Die Einführung einer kapitalgedeckten Altersversorgung, also einer Säule zur Finanzierung der Beamtenpensionen, war lange
überfällig. Zwar ist auch die Errichtung dieses Versorgungsfonds nicht gerade der große Wurf, besonders deshalb nicht, weil der Fonds nur für Neueinstellungen gilt und eine Lösung für die Versorgungsansprüche der aktiven Beamten weiterhin sehr schwierig ist. Immerhin konnte durch einen von unserer DVU-Fraktion mitgetragenen Änderungsantrag der Koalitionsfraktionen eine Vorziehung der Errichtung des Fonds auf den 1. Januar 2009 - statt 2010 - erreicht werden.

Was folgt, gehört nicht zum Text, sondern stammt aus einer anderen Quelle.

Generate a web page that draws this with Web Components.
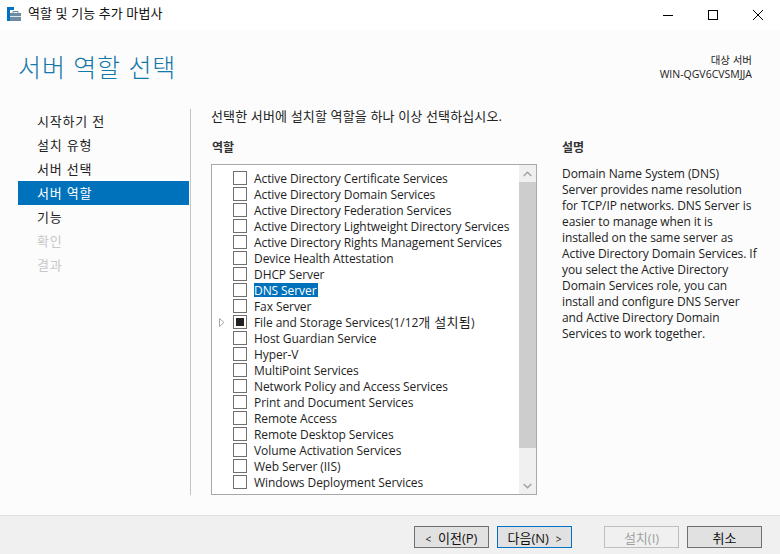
<!DOCTYPE html>
<html lang="ko">
<head>
<meta charset="utf-8">
<title>역할 및 기능 추가 마법사</title>
<style>
    html, body { margin: 0; padding: 0; }
    body {
        width: 780px;
        height: 554px;
        overflow: hidden;
        background: #fcfcfc;
        color: #1a1a1a;
        font: 12px "Open Sans", "Noto Sans CJK KR", sans-serif;
    }
</style>
</head>
<body>
<role-wizard></role-wizard>

<script>
const FONT = '"Open Sans", "Noto Sans CJK KR", sans-serif'

class WizardTitlebar extends HTMLElement {
    constructor() {
        super()
        this.attachShadow({ mode: 'open' })
        this.shadowRoot.innerHTML = `
            <style>
                :host { display: flex; align-items: center; height: 30px; background: #fff; padding-left: 7px; }
                svg { display: block; flex: none; }
                .icon { margin-top: -2px; }
                .name { margin-left: 7px; font-size: 13px; line-height: 28px; height: 30px; margin-top: -2px; color: #111; letter-spacing: .1px; flex: 1; }
                .btns { display: flex; }
                .btns div { width: 45px; height: 30px; display: flex; align-items: center; justify-content: center; }
            </style>
            <svg class="icon" width="14" height="14" viewBox="0 0 14 14">
                <rect x="0" y="0" width="7" height="3" fill="#0072c6"/>
                <rect x="0" y="3" width="3" height="11" fill="#0072c6"/>
                <rect x="3" y="6" width="11" height="8" fill="#6d8ca3"/>
                <path d="M6 6V4.5h5V6" fill="none" stroke="#6d8ca3" stroke-width="1"/>
                <rect x="3" y="9" width="11" height="1" fill="#dfe7ee"/>
            </svg>
            <span class="name"><slot></slot></span>
            <div class="btns">
                <div><svg width="10" height="10" viewBox="0 0 10 10"><path d="M0 5.5h10" stroke="#000"/></svg></div>
                <div><svg width="10" height="10" viewBox="0 0 10 10"><rect x=".5" y=".5" width="9" height="9" fill="none" stroke="#000"/></svg></div>
                <div><svg width="10" height="10" viewBox="0 0 10 10"><path d="M0 0L10 10M10 0L0 10" stroke="#000" stroke-width="1"/></svg></div>
            </div>
        `
    }
}

class WizardHeader extends HTMLElement {
    constructor() {
        super()
        this.attachShadow({ mode: 'open' })
        this.shadowRoot.innerHTML = `
            <style>
                :host { display: flex; justify-content: space-between; height: 79px; padding: 0 28px 0 18px; }
                h1 { margin: 18px 0 0; font-size: 25px; line-height: 38px; font-weight: 300; color: #1379a8; letter-spacing: .9px; }
                .target { margin-top: 23px; text-align: right; font-size: 10.5px; line-height: 14px; color: #222; }
            </style>
            <h1><slot name="title"></slot></h1>
            <div class="target"><slot name="target"></slot></div>
        `
    }
}

class WizardNav extends HTMLElement {
    constructor() {
        super()
        this.attachShadow({ mode: 'open' })
        const items = [
            ['시작하기 전', ''], ['설치 유형', ''], ['서버 선택', ''], ['서버 역할', 'on'],
            ['기능', ''], ['확인', 'off'], ['결과', 'off']
        ]
        this.shadowRoot.innerHTML = `
            <style>
                :host { display: block; width: 171px; margin-left: 18px; }
                div { height: 24px; line-height: 25px; padding-left: 19px; font-size: 13px; letter-spacing: .8px; color: #222; }
                .on { background: #0072bc; color: #fff; }
                .off { color: #c8c8c8; }
            </style>
            ${items.map(([t, c]) => `<div class="${c}">${t}</div>`).join('')}
        `
    }
}

class RoleRow extends HTMLElement {
    constructor() {
        super()
        this.attachShadow({ mode: 'open' })
        const partial = this.hasAttribute('partial')
        const expander = this.hasAttribute('expander')
        const sel = this.hasAttribute('selected')
        this.shadowRoot.innerHTML = `
            <style>
                :host { display: flex; align-items: center; height: 16px; }
                .exp { width: 21px; flex: none; display: flex; justify-content: center; padding-right: 2px; box-sizing: border-box; }
                .box { width: 14px; height: 14px; box-sizing: border-box; border: 1px solid #707070; background: #fff; flex: none; display: flex; align-items: center; justify-content: center; }
                .box i { display: block; width: 8px; height: 8px; background: #222; }
                .label { margin-left: 7px; padding-right: 1px; line-height: 16px; height: 14px; font-size: 12px; white-space: nowrap; color: #1e1e1e; letter-spacing: -.08px; }
                .sel { background: #0072bc; color: #fff; }
            </style>
            <div class="exp">${expander ? '<svg width="6" height="9" viewBox="0 0 6 9"><path d="M.5.5L5 4.5L.5 8.5Z" fill="#fff" stroke="#a6a6a6"/></svg>' : ''}</div>
            <div class="box">${partial ? '<i></i>' : ''}</div>
            <span class="label ${sel ? 'sel' : ''}"><slot></slot></span>
        `
    }
}

class RoleList extends HTMLElement {
    constructor() {
        super()
        this.attachShadow({ mode: 'open' })
        this.shadowRoot.innerHTML = `
            <style>
                :host { display: flex; width: 326px; height: 331px; box-sizing: border-box; border: 1px solid #a9a9a9; background: #fff; }
                .rows { flex: 1; padding-top: 5px; overflow: hidden; }
                .bar { width: 17px; flex: none; display: flex; flex-direction: column; background: #f0f0f0; }
                .arrow { height: 17px; display: flex; align-items: center; justify-content: center; flex: none; }
                .thumb { height: 266px; background: #cdcdcd; flex: none; }
                .rest { flex: 1; }
            </style>
            <div class="rows"><slot></slot></div>
            <div class="bar">
                <div class="arrow"><svg width="9" height="6" viewBox="0 0 9 6"><path d="M.7 5L4.5 1.2L8.3 5" fill="none" stroke="#a0a0a0" stroke-width="1.4"/></svg></div>
                <div class="thumb"></div>
                <div class="rest"></div>
                <div class="arrow"><svg width="9" height="6" viewBox="0 0 9 6"><path d="M.7 1L4.5 4.8L8.3 1" fill="none" stroke="#a0a0a0" stroke-width="1.4"/></svg></div>
            </div>
        `
    }
}

class WizardButton extends HTMLElement {
    constructor() {
        super()
        this.attachShadow({ mode: 'open' })
        this.shadowRoot.innerHTML = `
            <style>
                :host { display: flex; align-items: center; justify-content: center; width: 75px; height: 22px; box-sizing: border-box; border: 1px solid #707070; background: #e1e1e1; font-size: 13px; color: #111; white-space: nowrap; }
                :host([focused]) { border-color: #0072c6; }
                :host([disabled]) { border-color: #bfbfbf; background: #f0f0f0; color: #a0a0a0; }
            </style>
            <slot></slot>
        `
    }
}

class WizardFooter extends HTMLElement {
    constructor() {
        super()
        this.attachShadow({ mode: 'open' })
        this.shadowRoot.innerHTML = `
            <style>
                :host { display: flex; align-items: center; height: 39px; box-sizing: border-box; padding: 4px 0 0 414px; gap: 8px; background: #f0f0f0; border-top: 1px solid #dfdfdf; }
            </style>
            <slot></slot>
        `
    }
}

class RoleWizard extends HTMLElement {
    constructor() {
        super()
        this.attachShadow({ mode: 'open' })
        const roles = [
            'Active Directory Certificate Services', 'Active Directory Domain Services',
            'Active Directory Federation Services', 'Active Directory Lightweight Directory Services',
            'Active Directory Rights Management Services', 'Device Health Attestation', 'DHCP Server',
            'DNS Server', 'Fax Server', 'File and Storage Services(1/12<span class="ko">개 설치됨</span>)', 'Host Guardian Service',
            'Hyper-V', 'MultiPoint Services', 'Network Policy and Access Services',
            'Print and Document Services', 'Remote Access', 'Remote Desktop Services',
            'Volume Activation Services', 'Web Server (IIS)', 'Windows Deployment Services'
        ]
        const rows = roles.map(r => {
            let attrs = ''
            if (r === 'DNS Server') attrs = 'selected'
            if (r.startsWith('File and')) attrs = 'partial expander'
            return `<role-row ${attrs}>${r}</role-row>`
        }).join('')

        this.shadowRoot.innerHTML = `
            <style>
                :host { display: flex; flex-direction: column; height: 554px; font-family: ${FONT}; }
                .main { flex: 1; display: flex; }
                .nav-col { width: 190px; flex: none; }
                .pane { width: 590px; box-sizing: border-box; }
                .pane-in { height: 386px; border-left: 1px solid #c4c4c4; padding-left: 20px; }
                .intro { font-size: 13px; line-height: 14px; color: #222; letter-spacing: .15px; }
                .cols { display: flex; margin-top: 16px; }
                .left { width: 326px; flex: none; }
                .right { margin-left: 25px; width: 196px; }
                h2 { margin: 0; font-size: 12px; line-height: 18px; font-weight: 700; color: #333; }
                .left h2 { margin-left: 1px; height: 25px; }
                .right h2 { height: 27px; }
                .desc { font-size: 12px; line-height: 16px; color: #222; letter-spacing: -.08px; white-space: nowrap; }
                .spacer { width: 16px; }
                .ko { font-size: 13px; letter-spacing: .3px; line-height: 0; }
                .ang { font-size: 10px; }
            </style>
            <wizard-titlebar>역할 및 기능 추가 마법사</wizard-titlebar>
            <wizard-header>
                <span slot="title">서버 역할 선택</span>
                <span slot="target">대상 서버<br>WIN-QGV6CVSMJJA</span>
            </wizard-header>
            <div class="main">
                <div class="nav-col"><wizard-nav></wizard-nav></div>
                <div class="pane">
                    <div class="pane-in">
                        <div class="intro">선택한 서버에 설치할 역할을 하나 이상 선택하십시오.</div>
                        <div class="cols">
                            <div class="left">
                                <h2>역할</h2>
                                <role-list>${rows}</role-list>
                            </div>
                            <div class="right">
                                <h2>설명</h2>
                                <div class="desc">Domain Name System (DNS)<br>Server provides name resolution<br>for TCP/IP networks. DNS Server is<br>easier to manage when it is<br>installed on the same server as<br>Active Directory Domain Services. If<br>you select the Active Directory<br>Domain Services role, you can<br>install and configure DNS Server<br>and Active Directory Domain<br>Services to work together.</div>
                            </div>
                        </div>
                    </div>
                </div>
            </div>
            <wizard-footer>
                <wizard-button><span><span class="ang">&lt;</span>&nbsp; 이전(P)</span></wizard-button>
                <wizard-button focused><span>다음(N) &nbsp;<span class="ang">&gt;</span></span></wizard-button>
                <div class="spacer"></div>
                <wizard-button disabled>설치(I)</wizard-button>
                <wizard-button>취소</wizard-button>
            </wizard-footer>
        `
    }
}

customElements.define('wizard-titlebar', WizardTitlebar)
customElements.define('wizard-header', WizardHeader)
customElements.define('wizard-nav', WizardNav)
customElements.define('role-row', RoleRow)
customElements.define('role-list', RoleList)
customElements.define('wizard-button', WizardButton)
customElements.define('wizard-footer', WizardFooter)
customElements.define('role-wizard', RoleWizard)
</script>
</body>
</html>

Es muss allerdings, Herr Finanzminister, besonders wegen der heraufziehenden Wirtschaftskrise auch sichergestellt sein, dass der Fonds nicht sofort wieder aufgelöst werden kann, wenn zu erwartende Haushaltslöcher gestopft werden sollen; denn es darf mittelfristig nicht bei einer Versorgung nach Kassenlage und ohne kostendeckende Rücklagen und solide Finanzplanung bleiben.

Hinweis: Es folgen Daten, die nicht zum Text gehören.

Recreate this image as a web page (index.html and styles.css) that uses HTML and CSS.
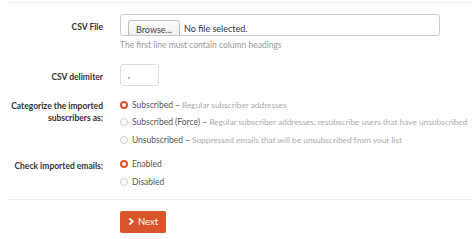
FILE: index.html
```html
<!DOCTYPE html>
<html lang="en">
<head>
    <meta charset="UTF-8">
    <title>Import subscribers</title>
    <link rel="stylesheet" href="styles.css">
</head>
<body>
    <form class="import-form">
        <div class="form-row row-file">
            <label class="row-label">CSV File</label>
            <div class="row-field">
                <div class="file-input">
                    <span class="file-btn">Browse...</span>
                    <span class="file-name">No file selected.</span>
                </div>
                <p class="help">The first line must contain column headings</p>
            </div>
        </div>

        <div class="form-row row-delim">
            <label class="row-label">CSV delimiter</label>
            <div class="row-field">
                <div class="text-input small">,</div>
            </div>
        </div>

        <div class="form-row row-status">
            <label class="row-label">Categorize the imported subscribers as:</label>
            <div class="row-field">
                <div class="radio checked"><span class="dot"></span>Subscribed –<span class="note">Regular subscriber addresses</span></div>
                <div class="radio"><span class="dot"></span>Subscribed (Force) –<span class="note">Regular subscriber addresses, resubscribe users that have unsubscribed</span></div>
                <div class="radio"><span class="dot"></span>Unsubscribed –<span class="note">Suppressed emails that will be unsubscribed from your list</span></div>
            </div>
        </div>

        <div class="form-row row-check">
            <label class="row-label">Check imported emails:</label>
            <div class="row-field">
                <div class="radio checked"><span class="dot"></span>Enabled</div>
                <div class="radio"><span class="dot"></span>Disabled</div>
            </div>
        </div>

        <div class="form-actions">
            <button type="button" class="btn-next">
                <svg width="6" height="7" viewBox="0 0 6 8"><path d="M1 0.5 L5 4 L1 7.5" fill="none" stroke="#fff" stroke-width="2"/></svg>
                Next
            </button>
        </div>
    </form>
</body>
</html>
```

FILE: styles.css
```css
* {
    margin: 0;
    padding: 0;
    box-sizing: border-box;
}

body {
    font-family: Lato, 'Noto Sans', sans-serif;
    font-size: 8.5px;
    line-height: 12px;
    color: #555;
    background: #fff;
}

.import-form {
    margin: 2px 1px 0 8px;
    border-top: 1px solid #eee;
}

.form-row {
    display: grid;
    grid-template-columns: 95px 1fr;
    column-gap: 17px;
}

.row-file {
    margin-top: 11px;
}

.row-delim {
    margin-top: 13px;
}

.row-status {
    margin-top: 10px;
}

.row-check {
    margin-top: 7px;
}

.row-label {
    text-align: right;
    font-weight: 700;
    color: #333;
    white-space: nowrap;
    padding-top: 7px;
}

.row-status .row-label {
    white-space: normal;
    padding-top: 4px;
}

.row-check .row-label {
    padding-top: 4px;
}

.file-input {
    display: flex;
    align-items: flex-start;
    width: 320px;
    height: 22px;
    border: 1px solid #ccc;
    border-radius: 3px;
    overflow: hidden;
    padding: 5px 0 0 7px;
}

.file-btn {
    height: 20px;
    width: 52px;
    padding-top: 3px;
    text-align: center;
    border: 1px solid #bbb;
    border-radius: 3px;
    background: linear-gradient(#fbfbfb, #ececec);
    color: #444;
    font-size: 9px;
}

.file-name {
    margin-left: 4px;
    padding-top: 3px;
    color: #333;
    font-size: 9px;
}

.help {
    margin-top: 3px;
    color: #999;
}

.text-input {
    height: 22px;
    border: 1px solid #ddd;
    border-radius: 3px;
    padding: 4px 7px;
    color: #333;
}

.text-input.small {
    width: 39px;
}

.radio {
    display: flex;
    align-items: center;
    height: 17.5px;
    color: #555;
    white-space: nowrap;
}

.dot {
    flex: none;
    width: 8px;
    height: 8px;
    border: 1px solid #ccc;
    border-radius: 50%;
    margin-right: 4px;
    background: #fff;
}

.radio.checked .dot {
    border: 2.5px solid #d9532b;
}

.note {
    margin-left: 2px;
    color: #aaa;
    font-size: 8.3px;
}

.form-actions {
    margin-top: 8px;
    border-top: 1px solid #eee;
    padding: 11px 0 0 112px;
}

.btn-next {
    display: flex;
    align-items: center;
    gap: 4px;
    height: 22px;
    padding: 0 8px;
    background: #d9532b;
    border: none;
    border-radius: 2px;
    color: #fff;
    font-family: inherit;
    font-size: 9.5px;
}
```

Nach wie vor mit Skepsis sieht unsere DVU-Fraktion die von der Landesregierung geplanten Anlagemöglichkeiten für das Sondervermögen. In Zeiten der weltweiten Wirtschaftskrise muss zwingend gesichert sein, dass die dem Sondervermögen zufließenden beträchtlichen finanziellen Mittel nicht durch falsche Anlagen verspekuliert werden. Daher ist aus unserer Sicht der Grundsatz „Sicherheit vor Liquidität und Rendite“ dringend geboten, und die Mitglieder des Anlageausschusses müssen entsprechend handeln.
Wir nehmen die Zusicherung von Staatssekretär Zeeb während der letzten Finanzausschusssitzung hinsichtlich des Erlasses einer entsprechend stringenten Anlagerichtlinie nicht nur zur Kenntnis, sondern werden diese auch parlamentarisch entsprechend kritisch begleiten.
Insgesamt begrüßen wir als DVU-Fraktion den vorliegenden Gesetzentwurf und die Einrichtung eines Versorgungsfonds für die neuen Landesbeamten als richtigen Schritt. Deshalb werden wir diesem Gesetzentwurf auch zustimmen.